Cette politique militariste des USA entraîne un surarmement de l’ensemble des États de la planète, à l’image des pays d’Europe de l’est comme l’Estonie, la Lettonie, la Lituanie, la Pologne, la Roumanie et la Slovaquie qui augmentent leurs propres défenses tout en appelant les États-Unis à y accroître leur propre présence militaire.

Face aux conséquences du développement du capitalisme mondialisé, de l’évolution de l’ensemble des peuples, la politique internationale des USA dépend entièrement du Pentagone, son énorme supériorité militaire étant, avec le dollar, sa principale arme pour imposer une hégémonie de plus en plus contestée et fragilisée.

Cette accumulation d’armements pour le plus grand bénéfice des producteurs d’armes, dont la France, n’est pas seulement un immense gaspillage de richesses, elle contribue à entretenir une paix armée jalonnée de conflits et de guerres locales, terrain propice à une conflagration générale voire une guerre nucléaire.

Les surenchères bellicistes comme politique intérieure, montée des nationalismes

La folie du capitalisme, la paranoïa des pouvoirs tant financiers, économiques que politiques poussent des dirigeants de plus en plus déconsidérés, confrontés à la colère populaire et aux difficultés intérieures à trouver des expédients dans des aventures bellicistes extérieures propres à flatter le nationalisme et dont personne ne contrôle les dérapages possibles.

Poutine et Biden doivent tous deux présenter une image forte et agressive, tant pour regagner leur crédibilité et leur légitimité au niveau national que pour soumettre ce qu’ils considèrent être leur zone d’influence respective : Poutine pour se remettre de la plus grande vague de protestations anti-autoritaires depuis la Perestroïka que connaît la Russie depuis plusieurs mois et des révoltes contre la corruption, les inégalités et sa politique grand-russe dans ce qu’il considère comme sa zone d’influence (Biélorussie, Kazakhstan, etc.) et Biden, qui est à la veille des élections de mi-mandat au Congrès, après un retrait humiliant d’Afghanistan et une impopularité croissante en réponse à son impuissance à appliquer ses propres décisions.
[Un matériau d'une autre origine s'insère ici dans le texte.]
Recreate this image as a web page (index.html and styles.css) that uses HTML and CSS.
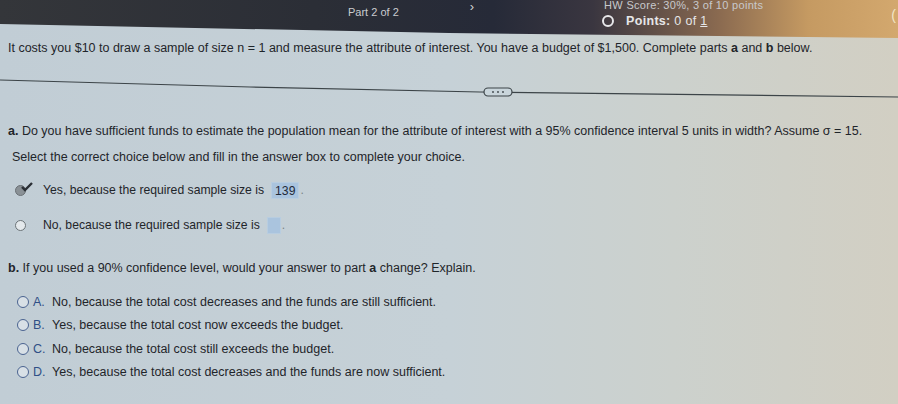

Boris Johnson déstabilisé par l’échec du brexit et les scandales devient le pire va-t-en-guerre. Macron joue au champion de la paix surtout soucieux d’afficher sa fermeté pour faire oublier les revers de ses armées au Mali et envisage d’envoyer quelques soldats en Roumanie ou de faire sortir la marine…

Les aventures militaires sont depuis longtemps une fuite en avant politique pour les régimes, les politiciens et les classes dominantes en faillite pour tenter de sauver leur pouvoir.

Le droit à l’autodétermination, la paix entre les mains des travailleurs et des peuples

Dans la cacophonie des surenchères bellicistes et nationalistes, le droit des peuples n’est défendu par aucune puissance, grande, moyenne ou petite. Les prétentions des États-Unis et de l’Otan à défendre la « démocratie » ou le caractère sacré de la souveraineté nationale de l’Ukraine contre « l’agression étrangère » sont des mensonges éculés alors que le gouvernement ukrainien et l’appareil d’État sont truffés de forces paramilitaires néonazies dont le parti Svoboda, que le Parlement européen avait formellement condamné pour ses « opinions racistes, antisémites et xénophobes », ainsi que la milice néonazie Secteur droite et le bataillon Azov. La liste des pays envahis et/ou bombardés par les États-Unis au cours des 30 dernières années, le Panama, l’Irak, le Koweït, Haïti, la Somalie, la Bosnie, le Soudan, l’Afghanistan, la Yougoslavie, le Yémen, le Pakistan, la Libye et la Syrie, souligne le cynisme hypocrite des dirigeants de l’Otan dont Macron.

Leur hystérie nationaliste rejoint celle de Poutine dans la même volonté d’étouffer le mécontentement des classes populaires, de conjurer l’émergence de mouvements de révolte sous la pression d’une union nationale mythique et mystificatrice.

Les travailleurs de Russie n’ont aucun soutien à apporter au régime de Poutine pas plus que ceux des USA ou d’Europe n’ont à rallier de quelque façon que ce soit la croisade antirusse ou antichinoise des dirigeants occidentaux.

Les uns et les autres sont engagés dans une fuite en avant économique, financière, militaire dont les populations payent le prix, un prix toujours plus lourd.

Dans tous les domaines, des risques majeurs sont devant nous, à court terme. La crise ukrainienne le démontre. Emportés par la folle logique de leur propre système, de leurs relations fondées sur la concurrence et le rapport de forces, ces dirigeants sont incapables de comportements rationnels. Leur seule raison est la défense de leur système, de leur classe, de leur pouvoir et domination. Quoi qu’il en coûte !

Face à ces menaces, le monde du travail, les populations ne pourront en finir avec les souffrances matérielles, physiques, morales qu’engendrent les infernales logiques qui se mettent en route contre eux qu’en préservant leur indépendance politique des démagogues nationalistes quel que soit leur drapeau.